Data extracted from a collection
---

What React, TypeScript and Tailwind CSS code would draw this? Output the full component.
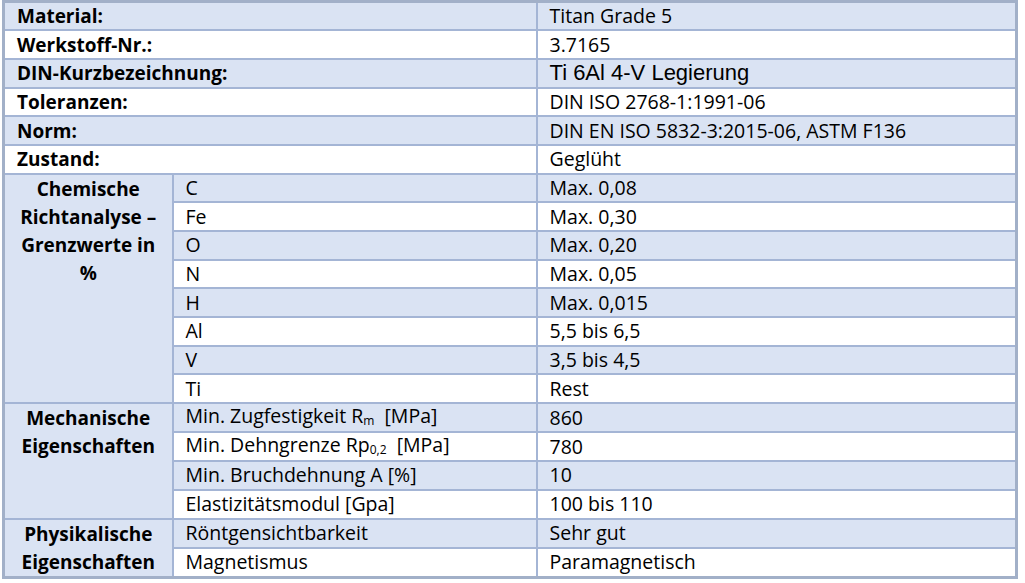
import React from 'react';

const font = { fontFamily: '"Open Sans", "Noto Sans", sans-serif' };

type Row = { label: React.ReactNode; value: string; blue: boolean };

const topRows: { label: string; value: string; arial?: boolean }[] = [
  { label: 'Material:', value: 'Titan Grade 5' },
  { label: 'Werkstoff-Nr.:', value: '3.7165' },
  { label: 'DIN-Kurzbezeichnung:', value: 'Ti 6Al 4-V Legierung', arial: true },
  { label: 'Toleranzen:', value: 'DIN ISO 2768-1:1991-06' },
  { label: 'Norm:', value: 'DIN EN ISO 5832-3:2015-06, ASTM F136' },
  { label: 'Zustand:', value: 'Geglüht' },
];

const chem: Row[] = [
  { label: 'C', value: 'Max. 0,08', blue: true },
  { label: 'Fe', value: 'Max. 0,30', blue: false },
  { label: 'O', value: 'Max. 0,20', blue: true },
  { label: 'N', value: 'Max. 0,05', blue: false },
  { label: 'H', value: 'Max. 0,015', blue: true },
  { label: 'Al', value: '5,5 bis 6,5', blue: false },
  { label: 'V', value: '3,5 bis 4,5', blue: true },
  { label: 'Ti', value: 'Rest', blue: false },
];

const mech: Row[] = [
  {
    label: (
      <>
        Min. Zugfestigkeit R<span className="text-[12px] relative top-[2px]">m</span>&nbsp; [MPa]
      </>
    ),
    value: '860',
    blue: true,
  },
  {
    label: (
      <>
        Min. Dehngrenze Rp<span className="text-[12px] relative top-[2px]">0,2</span>&nbsp; [MPa]
      </>
    ),
    value: '780',
    blue: false,
  },
  { label: 'Min. Bruchdehnung A [%]', value: '10', blue: true },
  { label: 'Elastizitätsmodul [Gpa]', value: '100 bis 110', blue: false },
];

const phys: Row[] = [
  { label: 'Röntgensichtbarkeit', value: 'Sehr gut', blue: true },
  { label: 'Magnetismus', value: 'Paramagnetisch', blue: false },
];

const cell = 'border-2 border-[#a4b5d5] pl-[12px] pr-2 h-[28.7px] leading-[24px] align-middle whitespace-nowrap';
const blueBg = 'bg-[#dae3f3]';

function Group({ title, rows }: { title: React.ReactNode; rows: Row[] }) {
  return (
    <>
      {rows.map((r, i) => (
        <tr key={i}>
          {i === 0 && (
            <td
              rowSpan={rows.length}
              className={`border-2 border-[#a4b5d5] ${blueBg} align-top text-center font-bold text-[19px] leading-[28px] pt-0 px-0 whitespace-nowrap`}
            >
              {title}
            </td>
          )}
          <td className={`${cell} ${r.blue ? blueBg : 'bg-white'}`}>{r.label}</td>
          <td className={`${cell} ${r.blue ? blueBg : 'bg-white'}`}>{r.value}</td>
        </tr>
      ))}
    </>
  );
}

export default function App() {
  return (
    <div className="w-[1025px] h-[583px] bg-white pl-[2px] overflow-hidden" style={font}>
      <table className="border-collapse w-[1016px] table-fixed text-[19.5px] text-black border-[3px] border-[#a2b0c8]">
        <colgroup>
          <col className="w-[169px]" />
          <col className="w-[364px]" />
          <col />
        </colgroup>
        <tbody>
          {topRows.map((r, i) => (
            <tr key={r.label}>
              <td colSpan={2} className={`${cell} font-bold text-[19px] ${i % 2 === 0 ? blueBg : 'bg-white'}`}>
                {r.label}
              </td>
              <td
                className={`${cell} ${i % 2 === 0 ? blueBg : 'bg-white'} ${r.arial ? 'text-[22px]' : ''}`}
                style={r.arial ? { fontFamily: '"Liberation Sans", Arial, sans-serif' } : undefined}
              >
                {r.value}
              </td>
            </tr>
          ))}
          <Group
            title={
              <>
                Chemische
                <br />
                Richtanalyse –
                <br />
                Grenzwerte in
                <br />%
              </>
            }
            rows={chem}
          />
          <Group
            title={
              <>
                Mechanische
                <br />
                Eigenschaften
              </>
            }
            rows={mech}
          />
          <Group
            title={
              <>
                Physikalische
                <br />
                Eigenschaften
              </>
            }
            rows={phys}
          />
        </tbody>
      </table>
    </div>
  );
}
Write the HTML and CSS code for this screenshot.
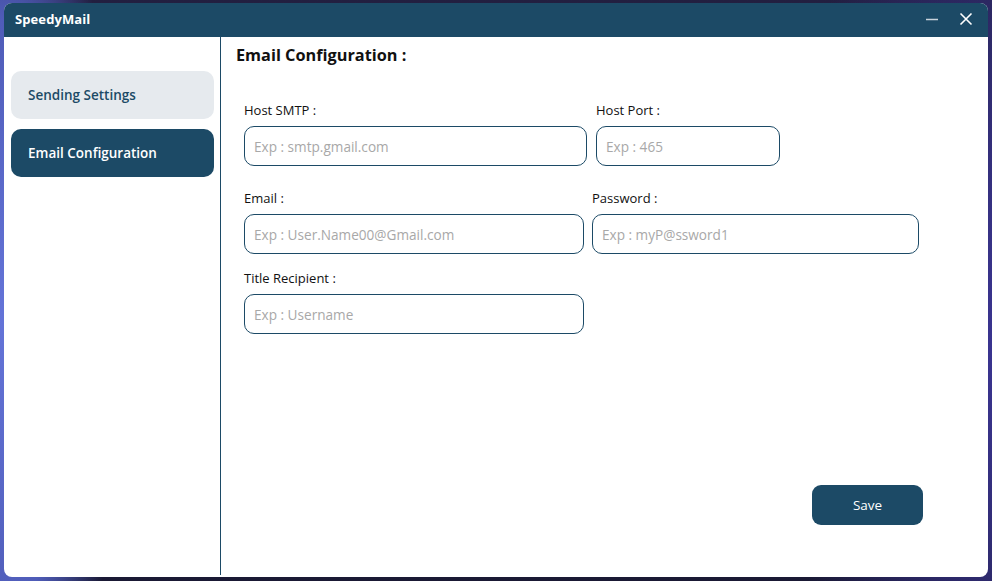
FILE: index.html
```html
<!DOCTYPE html>
<html lang="en">
<head>
<meta charset="utf-8">
<title>SpeedyMail</title>
<link rel="stylesheet" href="styles.css">
</head>
<body>
<div class="window">
  <header class="titlebar">
    <span class="app-name">SpeedyMail</span>
    <div class="controls">
      <button class="ctrl" aria-label="Minimize">
        <svg width="14" height="14" viewBox="0 0 14 14"><path d="M1 7.5h12" stroke="#c9d3dc" stroke-width="1.6"/></svg>
      </button>
      <button class="ctrl" aria-label="Close">
        <svg width="14" height="14" viewBox="0 0 14 14"><path d="M1.5 1.5l11 11M12.5 1.5l-11 11" stroke="#ffffff" stroke-width="1.6"/></svg>
      </button>
    </div>
  </header>
  <div class="body">
    <nav class="sidebar">
      <a class="nav-item">Sending Settings</a>
      <a class="nav-item active">Email Configuration</a>
    </nav>
    <main class="content">
      <h1 class="heading">Email Configuration :</h1>
      <div class="row row-first">
        <label class="field f-smtp"><span class="label">Host SMTP :</span><input class="input" placeholder="Exp : smtp.gmail.com"></label>
        <label class="field f-port"><span class="label">Host Port :</span><input class="input" placeholder="Exp : 465"></label>
      </div>
      <div class="row row-second">
        <label class="field f-email"><span class="label">Email :</span><input class="input" placeholder="Exp : User.Name00@Gmail.com"></label>
        <label class="field f-pass"><span class="label">Password :</span><input class="input" placeholder="Exp : myP@ssword1"></label>
      </div>
      <div class="row">
        <label class="field f-email"><span class="label">Title Recipient :</span><input class="input" placeholder="Exp : Username"></label>
      </div>
      <div class="actions">
        <button class="save">Save</button>
      </div>
    </main>
  </div>
</div>
</body>
</html>
```
FILE: styles.css
```css
* { box-sizing: border-box; }
html, body { margin: 0; height: 100%; }
body {
  width: 992px;
  height: 581px;
  overflow: hidden;
  padding: 3px 4px 4px 4px;
  font-family: "Open Sans", "Noto Sans", sans-serif;
  background:
    radial-gradient(ellipse 120px 500px at 0% 55%, #6474d8 0%, #4f5cb8 60%, rgba(40,40,100,0) 100%),
    radial-gradient(ellipse 200px 600px at 100% 60%, #3a3490 0%, rgba(40,36,110,0) 100%),
    linear-gradient(180deg, #221f40 0%, #2b2a5c 50%, #1a1934 100%);
}
.window {
  width: 984px;
  height: 574px;
  background: #ffffff;
  border-radius: 8px;
  overflow: hidden;
  display: flex;
  flex-direction: column;
}
.titlebar {
  height: 34px;
  flex: none;
  background: #1c4a66;
  display: flex;
  align-items: center;
  justify-content: space-between;
  padding: 0 15px 3px 11px;
}
.app-name {
  color: #ffffff;
  font-weight: 700;
  font-size: 13px;
  letter-spacing: 0.1px;
}
.controls { display: flex; gap: 20px; align-items: center; }
.ctrl {
  background: none;
  border: 0;
  padding: 0;
  width: 14px;
  height: 14px;
  display: block;
}
.ctrl svg { display: block; }
.body { flex: 1; display: flex; min-height: 0; }
.sidebar {
  width: 217px;
  flex: none;
  border-right: 1px solid #1c4a66;
  padding: 34px 6px 0 7px;
  display: flex;
  flex-direction: column;
  gap: 10px;
  margin-bottom: 2px;
}
.nav-item {
  height: 48px;
  border-radius: 10px;
  background: #e6eaee;
  color: #1c4a66;
  font-size: 13.5px;
  font-weight: 600;
  display: flex;
  align-items: center;
  padding-left: 17px;
}
.nav-item.active { background: #1c4a66; color: #ffffff; }
.content {
  flex: 1;
  padding: 5px 0 0 15px;
  display: flex;
  flex-direction: column;
}
.heading {
  margin: 0;
  font-size: 16.3px;
  font-weight: 700;
  color: #111111;
  line-height: 26px;
}
.row { display: flex; gap: 8px; padding-left: 8px; margin-top: 14px; }
.row-first { margin-top: 32px; gap: 9px; }
.row-second { margin-top: 22px; }
.field { display: flex; flex-direction: column; }
.label {
  font-size: 13px;
  color: #111111;
  line-height: 20px;
  margin-bottom: 6px;
}
.input {
  height: 40px;
  border: 1px solid #1c4a66;
  border-radius: 10px;
  padding: 0 9px;
  font-family: inherit;
  font-size: 13.6px;
  color: #333;
  outline: none;
}
.input::placeholder { color: #a8a8a8; }
.f-smtp { width: 343px; }
.f-port { width: 184px; }
.f-email { width: 340px; }
.f-pass { width: 327px; }
.actions {
  margin-top: auto;
  margin-bottom: 52px;
  display: flex;
  justify-content: flex-end;
  padding-right: 65px;
}
.save {
  width: 111px;
  height: 40px;
  border: 0;
  border-radius: 9px;
  background: #1c4a66;
  color: #ffffff;
  font-family: inherit;
  font-size: 13.5px;
}
```
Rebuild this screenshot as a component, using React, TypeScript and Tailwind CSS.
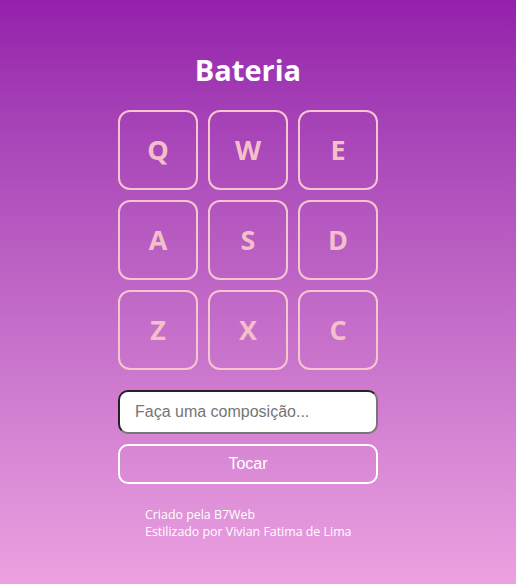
import React from "react";

export default function App() {
  const keys = ["Q", "W", "E", "A", "S", "D", "Z", "X", "C"];
  return (
    <div className="min-h-[584px] w-full bg-gradient-to-b from-[#9420ab] to-[#eca1e0] flex justify-center pr-[20px] font-['Open_Sans',sans-serif]">
      <div className="w-[260px] flex flex-col">
        <h1 className="mt-[51px] text-center text-[29px] leading-[38px] font-bold text-white">
          Bateria
        </h1>
        <div className="mt-[21px] grid grid-cols-3 gap-[10px]">
          {keys.map((k) => (
            <div
              key={k}
              className="h-[80px] rounded-[12px] border-2 border-[#f5c6d0] flex items-center justify-center text-[27px] font-bold text-[#f3c0ca]"
            >
              {k}
            </div>
          ))}
        </div>
        <input
          type="text"
          placeholder="Faça uma composição..."
          className="mt-[20px] h-[44px] w-full rounded-[10px] bg-white px-[15px] text-[16px] font-['Liberation_Sans',Arial,sans-serif] border-2 border-t-[#222] border-l-[#222] border-r-[#767676] border-b-[#767676] placeholder:text-[#757575] outline-none"
        />
        <button className="mt-[10px] h-[40px] w-full rounded-[10px] border-2 border-white text-white text-[16px] font-['Liberation_Sans',Arial,sans-serif]">
          Tocar
        </button>
        <div className="mt-[22px] pl-[27px] text-[12.4px] leading-[17px] text-white">
          <div>Criado pela B7Web</div>
          <div>Estilizado por Vivian Fatima de Lima</div>
        </div>
      </div>
    </div>
  );
}
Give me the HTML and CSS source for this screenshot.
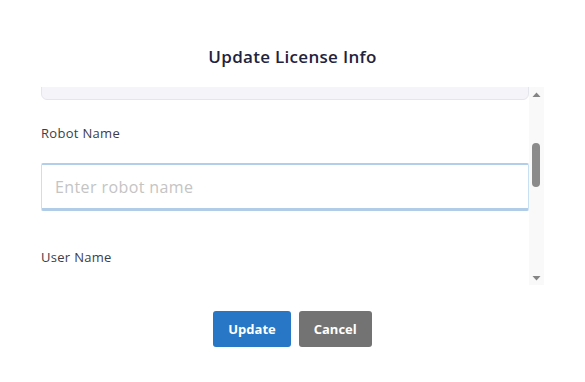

---

GIVEN TASK - Reproduce nothing but the lines that run from the line containing "Rebuild this screenshot" through the last line of the records, inclusive. Omit the pictures.

CORRECT OUTPUT -
Rebuild this screenshot as a component, using React, TypeScript and Tailwind CSS.
import React from "react";

export default function App() {
  const keys = ["Q", "W", "E", "A", "S", "D", "Z", "X", "C"];
  return (
    <div className="min-h-[584px] w-full bg-gradient-to-b from-[#9420ab] to-[#eca1e0] flex justify-center pr-[20px] font-['Open_Sans',sans-serif]">
      <div className="w-[260px] flex flex-col">
        <h1 className="mt-[51px] text-center text-[29px] leading-[38px] font-bold text-white">
          Bateria
        </h1>
        <div className="mt-[21px] grid grid-cols-3 gap-[10px]">
          {keys.map((k) => (
            <div
              key={k}
              className="h-[80px] rounded-[12px] border-2 border-[#f5c6d0] flex items-center justify-center text-[27px] font-bold text-[#f3c0ca]"
            >
              {k}
            </div>
          ))}
        </div>
        <input
          type="text"
          placeholder="Faça uma composição..."
          className="mt-[20px] h-[44px] w-full rounded-[10px] bg-white px-[15px] text-[16px] font-['Liberation_Sans',Arial,sans-serif] border-2 border-t-[#222] border-l-[#222] border-r-[#767676] border-b-[#767676] placeholder:text-[#757575] outline-none"
        />
        <button className="mt-[10px] h-[40px] w-full rounded-[10px] border-2 border-white text-white text-[16px] font-['Liberation_Sans',Arial,sans-serif]">
          Tocar
        </button>
        <div className="mt-[22px] pl-[27px] text-[12.4px] leading-[17px] text-white">
          <div>Criado pela B7Web</div>
          <div>Estilizado por Vivian Fatima de Lima</div>
        </div>
      </div>
    </div>
  );
}
Give me the HTML and CSS source for this screenshot.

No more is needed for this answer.